Common Mistakes to Avoid
Investors sometimes rely on pro forma statements provided by sellers without verifying the underlying numbers. The calculator encourages you to input your own data, but accuracy begins with due diligence. Verify actual rent rolls, review utility bills from the past twelve months, and inspect maintenance logs. Another frequent error is ignoring replacement reserves for capital items such as roofs and HVAC systems. While cap rate technically focuses on operating income, omitting realistic reserve contributions yields an overly optimistic figure. Lastly, remember that closing costs raise your cost basis. If you pay a premium for inspections and lender fees, including them prevents an inflated cap rate that hides transaction friction.
Case Study: From Listing to Offer
Imagine evaluating a duplex listed at $540,000 in Denver.
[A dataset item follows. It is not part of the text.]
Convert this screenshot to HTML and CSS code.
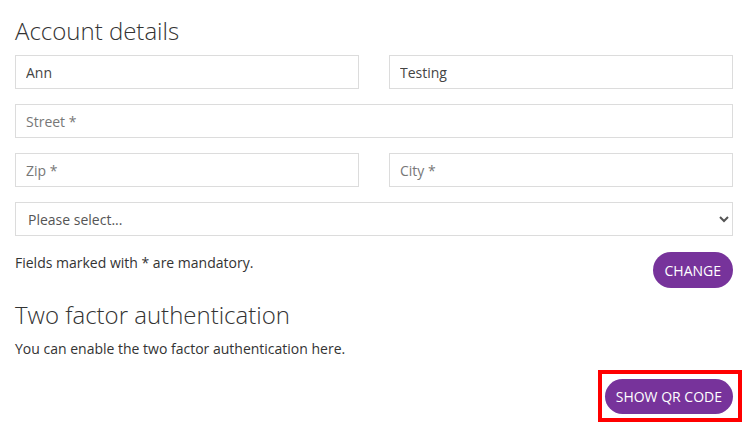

The seller advertises $3,800 in monthly rent and claims expenses average $1,000. By entering those numbers, adding $8,000 of closing costs, and applying an 8 percent vacancy rate (Denver’s 2023 norm), the calculator reveals annual NOI of roughly $30,240. Dividing that by the $548,000 acquisition basis yields a cap rate near 5.5 percent. If your target for that neighborhood is 5 percent, the property works, but you should still examine whether expenses were understated. By toggling monthly expenses up to $1,200, the cap rate drops to 5.1 percent, showing how sensitive results can be. This level of transparency builds confidence before drafting an offer.
Final Thoughts
Cap rate is not a crystal ball, but when grounded in realistic income and expense data it becomes an indispensable compass. Use this calculator to create disciplined underwriting habits, identify opportunities, and communicate with partners using a common financial language. As markets evolve, continue to refine your assumptions with credible data from local brokers, municipal filings, and trusted federal resources. That diligence separates thriving rental portfolios from those that struggle to keep pace with rising costs.